> [Stated exercise]
Leave out every picture, then transcribe the rest of the listing exactly.

> [Data excerpt]
[start]

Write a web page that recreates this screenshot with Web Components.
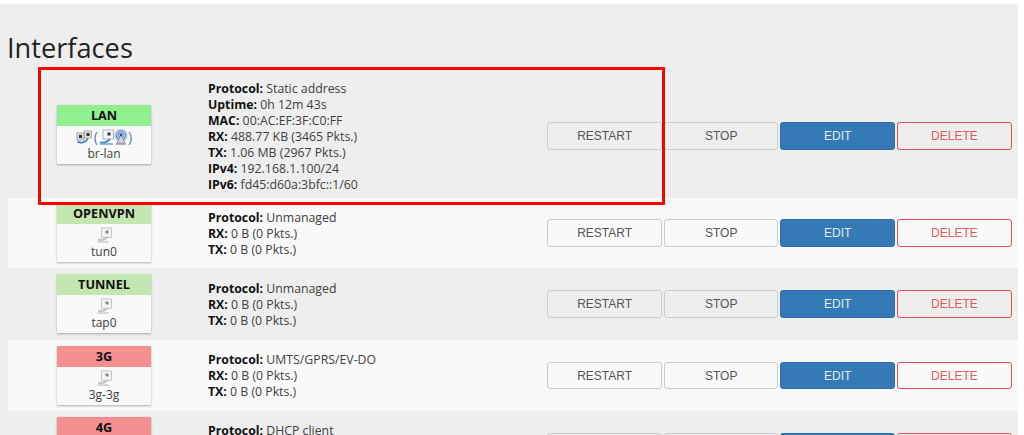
<!DOCTYPE html>
<html><head><meta charset="utf-8">
<style>
html,body{margin:0;padding:0;background:#fff;height:435px;overflow:hidden}
</style></head><body>
<iface-page>
<iface-row zone="LAN" color="#90f090" dev="br-lan" icon="bridge" height="124" style="--bg:#eee;--shift:3px;--drop:2px">
<b>Protocol:</b> Static address<br><b>Uptime:</b> 0h 12m 43s<br><b>MAC:</b> 00:AC:EF:3F:C0:FF<br><b>RX:</b> 488.77 KB (3465 Pkts.)<br><b>TX:</b> 1.06 MB (2967 Pkts.)<br><b>IPv4:</b> 192.168.1.100/24<br><b>IPv6:</b> fd45:d60a:3bfc::1/60
</iface-row>
<iface-row zone="OPENVPN" color="#c4e6b0" dev="tun0" height="70" style="--bg:#f9f9f9;--shift:2px;--drop:2px">
<b>Protocol:</b> Unmanaged<br><b>RX:</b> 0 B (0 Pkts.)<br><b>TX:</b> 0 B (0 Pkts.)
</iface-row>
<iface-row zone="TUNNEL" color="#c4e6b0" dev="tap0" height="72" style="--bg:#eee;--shift:1px;--drop:2px">
<b>Protocol:</b> Unmanaged<br><b>RX:</b> 0 B (0 Pkts.)<br><b>TX:</b> 0 B (0 Pkts.)
</iface-row>
<iface-row zone="3G" color="#f49090" dev="3g-3g" height="71" style="--bg:#f9f9f9">
<b>Protocol:</b> UMTS/GPRS/EV-DO<br><b>RX:</b> 0 B (0 Pkts.)<br><b>TX:</b> 0 B (0 Pkts.)
</iface-row>
<iface-row zone="4G" color="#f49090" dev="wwan0" height="71" style="--bg:#eee">
<b>Protocol:</b> DHCP client<br><b>RX:</b> 0 B (0 Pkts.)<br><b>TX:</b> 0 B (0 Pkts.)
</iface-row>
</iface-page>
<script>
class IfaceIcon extends HTMLElement{
  constructor(){super();this.attachShadow({mode:'open'})}
  connectedCallback(){
    const css=`<style>:host{display:flex;justify-content:center;align-items:center;height:18px;font:14px "Open Sans",sans-serif;color:#4a7fc0}svg{display:block}span{line-height:18px}</style>`;
    if(this.getAttribute('type')==='bridge'){
      this.shadowRoot.innerHTML=css+`<svg width="16" height="14" viewBox="0 0 16 14"><rect x="1" y="3" width="7" height="7" fill="#d8d8d8" stroke="#8a8f98" stroke-width=".7"/><rect x="8.500" y="1" width="7" height="7" fill="#e2e2e2" stroke="#8a8f98" stroke-width=".7"/><rect x="3" y="5" width="3" height="3" fill="#333"/><rect x="10.500" y="3" width="3" height="3" fill="#333"/><path d="M1.500 11.500c3 2 8 1.500 10.500-3" fill="none" stroke="#4a7fc0" stroke-width="1.600"/></svg><span style="margin:0 1px 0 2px">(</span><svg width="15" height="16" viewBox="0 0 15 16"><rect x="4" y="1" width="10.500" height="9" fill="#f6f6f6" stroke="#9aa0aa" stroke-width=".8"/><rect x="8.500" y="3.500" width="3" height="3" fill="#333"/><path d="M1 13c3 1.500 7 0 10-3" fill="none" stroke="#4a8ad0" stroke-width="1.800"/><path d="M1 15h13" stroke="#4a8ad0" stroke-width="1.200"/></svg><svg width="14" height="16" viewBox="0 0 14 16"><circle cx="7" cy="6.500" r="6.500" fill="#a9c8e8"/><circle cx="7" cy="6.500" r="4.500" fill="none" stroke="#5a8fc4" stroke-width=".9"/><circle cx="7" cy="6.500" r="2.500" fill="none" stroke="#5a8fc4" stroke-width=".9"/><path d="M7 6l-4 8h8z" fill="#d5d8de" stroke="#778" stroke-width=".7"/><path d="M2 15h10" stroke="#889" stroke-width="1.200"/><rect x="6" y="5" width="2" height="2" fill="#444"/></svg><span>)</span>`;
    } else {
      this.shadowRoot.innerHTML=css+`<svg width="15" height="16" viewBox="0 0 15 16"><rect x="4.500" y="1" width="10" height="9.500" fill="#f4f4f4" stroke="#bbb" stroke-width=".8"/><rect x="8.500" y="3.500" width="3" height="3" fill="#888"/><path d="M1 12.500c3.500 1 7.500 0 9.500-3" fill="none" stroke="#c4c4c4" stroke-width="2"/><path d="M.5 15h11" stroke="#c4c4c4" stroke-width="1.300"/></svg>`;
    }
  }
}
customElements.define('iface-icon',IfaceIcon);
class IfaceBadge extends HTMLElement{
  constructor(){super();this.attachShadow({mode:'open'})}
  connectedCallback(){
    const a=n=>this.getAttribute(n)||'';
    this.shadowRoot.innerHTML=`<style>
:host{display:block;width:94px;background:#f9f9f9;box-shadow:0 1px 2px rgba(0,0,0,.3);font:12px/16px "Open Sans",sans-serif;color:#404040;text-align:center}
.t{background:${a('color')};height:21px;line-height:21px;font-size:12.7px;font-weight:700;color:#111}
.b{padding:2px 0}
</style><div class="t">${a('zone')}</div><div class="b"><iface-icon type="${a('icon')}"></iface-icon><div>${a('dev')}</div></div>`;
  }
}
customElements.define('iface-badge',IfaceBadge);
class IfaceBtn extends HTMLElement{
  constructor(){super();this.attachShadow({mode:'open'});this.shadowRoot.innerHTML=`<style>
:host{display:flex;align-items:center;justify-content:center;box-sizing:border-box;width:114.600px;height:27.500px;border:1px solid #ccc;border-radius:3px;font:12px "Liberation Sans",Arial,sans-serif;color:#555;background:transparent}
:host([kind=edit]){background:#337ab7;border-color:#2e6da4;color:#e4edf5}
:host([kind=del]){border-color:#e05050;color:#e05a5a}
</style><slot></slot>`}
}
customElements.define('iface-btn',IfaceBtn);
class IfaceRow extends HTMLElement{
  constructor(){super();this.attachShadow({mode:'open'})}
  connectedCallback(){
    const a=n=>this.getAttribute(n)||'';
    this.shadowRoot.innerHTML=`<style>
:host{display:grid;grid-template-columns:200px 339.300px auto;align-items:center;height:${a('height')}px;background:var(--bg);font:12.300px/16px "Open Sans",sans-serif;color:#404040}
iface-badge{margin:0 0 var(--shift,0px) 49px}
.info{min-width:0;white-space:nowrap;margin-top:var(--drop,0px)}
::slotted(b){color:#111}
.acts{display:flex;gap:2px}
</style><iface-badge zone="${a('zone')}" color="${a('color')}" dev="${a('dev')}" icon="${a('icon')}"></iface-badge><div class="info"><slot></slot></div><div class="acts"><iface-btn>RESTART</iface-btn><iface-btn>STOP</iface-btn><iface-btn kind="edit">EDIT</iface-btn><iface-btn kind="del">DELETE</iface-btn></div>`;
  }
}
customElements.define('iface-row',IfaceRow);
class IfacePage extends HTMLElement{
  constructor(){super();this.attachShadow({mode:'open'});this.shadowRoot.innerHTML=`<style>
:host{display:block;position:relative;height:431px;margin:4px 6px 0 0;background:#eee;overflow:hidden;font-family:"Open Sans",sans-serif}
h2{margin:0;padding:26px 0 0 7px;height:44px;font:400 27.200px/36px "Open Sans",sans-serif;color:#222}
.list{margin-left:8px}
.mark{position:absolute;left:38px;top:63px;width:627px;height:138px;box-sizing:border-box;border:3px solid #f00;border-radius:1px}
</style><h2>Interfaces</h2><div class="list"><slot></slot></div><div class="mark"></div>`}
}
customElements.define('iface-page',IfacePage);
</script>
</body></html>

[end]

> [Finished exercise]
Write a web page that recreates this screenshot with Web Components.
<!DOCTYPE html>
<html><head><meta charset="utf-8">
<style>
html,body{margin:0;padding:0;background:#fff;height:435px;overflow:hidden}
</style></head><body>
<iface-page>
<iface-row zone="LAN" color="#90f090" dev="br-lan" icon="bridge" height="124" style="--bg:#eee;--shift:3px;--drop:2px">
<b>Protocol:</b> Static address<br><b>Uptime:</b> 0h 12m 43s<br><b>MAC:</b> 00:AC:EF:3F:C0:FF<br><b>RX:</b> 488.77 KB (3465 Pkts.)<br><b>TX:</b> 1.06 MB (2967 Pkts.)<br><b>IPv4:</b> 192.168.1.100/24<br><b>IPv6:</b> fd45:d60a:3bfc::1/60
</iface-row>
<iface-row zone="OPENVPN" color="#c4e6b0" dev="tun0" height="70" style="--bg:#f9f9f9;--shift:2px;--drop:2px">
<b>Protocol:</b> Unmanaged<br><b>RX:</b> 0 B (0 Pkts.)<br><b>TX:</b> 0 B (0 Pkts.)
</iface-row>
<iface-row zone="TUNNEL" color="#c4e6b0" dev="tap0" height="72" style="--bg:#eee;--shift:1px;--drop:2px">
<b>Protocol:</b> Unmanaged<br><b>RX:</b> 0 B (0 Pkts.)<br><b>TX:</b> 0 B (0 Pkts.)
</iface-row>
<iface-row zone="3G" color="#f49090" dev="3g-3g" height="71" style="--bg:#f9f9f9">
<b>Protocol:</b> UMTS/GPRS/EV-DO<br><b>RX:</b> 0 B (0 Pkts.)<br><b>TX:</b> 0 B (0 Pkts.)
</iface-row>
<iface-row zone="4G" color="#f49090" dev="wwan0" height="71" style="--bg:#eee">
<b>Protocol:</b> DHCP client<br><b>RX:</b> 0 B (0 Pkts.)<br><b>TX:</b> 0 B (0 Pkts.)
</iface-row>
</iface-page>
<script>
class IfaceIcon extends HTMLElement{
  constructor(){super();this.attachShadow({mode:'open'})}
  connectedCallback(){
    const css=`<style>:host{display:flex;justify-content:center;align-items:center;height:18px;font:14px "Open Sans",sans-serif;color:#4a7fc0}svg{display:block}span{line-height:18px}</style>`;
    if(this.getAttribute('type')==='bridge'){
      this.shadowRoot.innerHTML=css+`<svg width="16" height="14" viewBox="0 0 16 14"><rect x="1" y="3" width="7" height="7" fill="#d8d8d8" stroke="#8a8f98" stroke-width=".7"/><rect x="8.500" y="1" width="7" height="7" fill="#e2e2e2" stroke="#8a8f98" stroke-width=".7"/><rect x="3" y="5" width="3" height="3" fill="#333"/><rect x="10.500" y="3" width="3" height="3" fill="#333"/><path d="M1.500 11.500c3 2 8 1.500 10.500-3" fill="none" stroke="#4a7fc0" stroke-width="1.600"/></svg><span style="margin:0 1px 0 2px">(</span><svg width="15" height="16" viewBox="0 0 15 16"><rect x="4" y="1" width="10.500" height="9" fill="#f6f6f6" stroke="#9aa0aa" stroke-width=".8"/><rect x="8.500" y="3.500" width="3" height="3" fill="#333"/><path d="M1 13c3 1.500 7 0 10-3" fill="none" stroke="#4a8ad0" stroke-width="1.800"/><path d="M1 15h13" stroke="#4a8ad0" stroke-width="1.200"/></svg><svg width="14" height="16" viewBox="0 0 14 16"><circle cx="7" cy="6.500" r="6.500" fill="#a9c8e8"/><circle cx="7" cy="6.500" r="4.500" fill="none" stroke="#5a8fc4" stroke-width=".9"/><circle cx="7" cy="6.500" r="2.500" fill="none" stroke="#5a8fc4" stroke-width=".9"/><path d="M7 6l-4 8h8z" fill="#d5d8de" stroke="#778" stroke-width=".7"/><path d="M2 15h10" stroke="#889" stroke-width="1.200"/><rect x="6" y="5" width="2" height="2" fill="#444"/></svg><span>)</span>`;
    } else {
      this.shadowRoot.innerHTML=css+`<svg width="15" height="16" viewBox="0 0 15 16"><rect x="4.500" y="1" width="10" height="9.500" fill="#f4f4f4" stroke="#bbb" stroke-width=".8"/><rect x="8.500" y="3.500" width="3" height="3" fill="#888"/><path d="M1 12.500c3.500 1 7.500 0 9.500-3" fill="none" stroke="#c4c4c4" stroke-width="2"/><path d="M.5 15h11" stroke="#c4c4c4" stroke-width="1.300"/></svg>`;
    }
  }
}
customElements.define('iface-icon',IfaceIcon);
class IfaceBadge extends HTMLElement{
  constructor(){super();this.attachShadow({mode:'open'})}
  connectedCallback(){
    const a=n=>this.getAttribute(n)||'';
    this.shadowRoot.innerHTML=`<style>
:host{display:block;width:94px;background:#f9f9f9;box-shadow:0 1px 2px rgba(0,0,0,.3);font:12px/16px "Open Sans",sans-serif;color:#404040;text-align:center}
.t{background:${a('color')};height:21px;line-height:21px;font-size:12.7px;font-weight:700;color:#111}
.b{padding:2px 0}
</style><div class="t">${a('zone')}</div><div class="b"><iface-icon type="${a('icon')}"></iface-icon><div>${a('dev')}</div></div>`;
  }
}
customElements.define('iface-badge',IfaceBadge);
class IfaceBtn extends HTMLElement{
  constructor(){super();this.attachShadow({mode:'open'});this.shadowRoot.innerHTML=`<style>
:host{display:flex;align-items:center;justify-content:center;box-sizing:border-box;width:114.600px;height:27.500px;border:1px solid #ccc;border-radius:3px;font:12px "Liberation Sans",Arial,sans-serif;color:#555;background:transparent}
:host([kind=edit]){background:#337ab7;border-color:#2e6da4;color:#e4edf5}
:host([kind=del]){border-color:#e05050;color:#e05a5a}
</style><slot></slot>`}
}
customElements.define('iface-btn',IfaceBtn);
class IfaceRow extends HTMLElement{
  constructor(){super();this.attachShadow({mode:'open'})}
  connectedCallback(){
    const a=n=>this.getAttribute(n)||'';
    this.shadowRoot.innerHTML=`<style>
:host{display:grid;grid-template-columns:200px 339.300px auto;align-items:center;height:${a('height')}px;background:var(--bg);font:12.300px/16px "Open Sans",sans-serif;color:#404040}
iface-badge{margin:0 0 var(--shift,0px) 49px}
.info{min-width:0;white-space:nowrap;margin-top:var(--drop,0px)}
::slotted(b){color:#111}
.acts{display:flex;gap:2px}
</style><iface-badge zone="${a('zone')}" color="${a('color')}" dev="${a('dev')}" icon="${a('icon')}"></iface-badge><div class="info"><slot></slot></div><div class="acts"><iface-btn>RESTART</iface-btn><iface-btn>STOP</iface-btn><iface-btn kind="edit">EDIT</iface-btn><iface-btn kind="del">DELETE</iface-btn></div>`;
  }
}
customElements.define('iface-row',IfaceRow);
class IfacePage extends HTMLElement{
  constructor(){super();this.attachShadow({mode:'open'});this.shadowRoot.innerHTML=`<style>
:host{display:block;position:relative;height:431px;margin:4px 6px 0 0;background:#eee;overflow:hidden;font-family:"Open Sans",sans-serif}
h2{margin:0;padding:26px 0 0 7px;height:44px;font:400 27.200px/36px "Open Sans",sans-serif;color:#222}
.list{margin-left:8px}
.mark{position:absolute;left:38px;top:63px;width:627px;height:138px;box-sizing:border-box;border:3px solid #f00;border-radius:1px}
</style><h2>Interfaces</h2><div class="list"><slot></slot></div><div class="mark"></div>`}
}
customElements.define('iface-page',IfacePage);
</script>
</body></html>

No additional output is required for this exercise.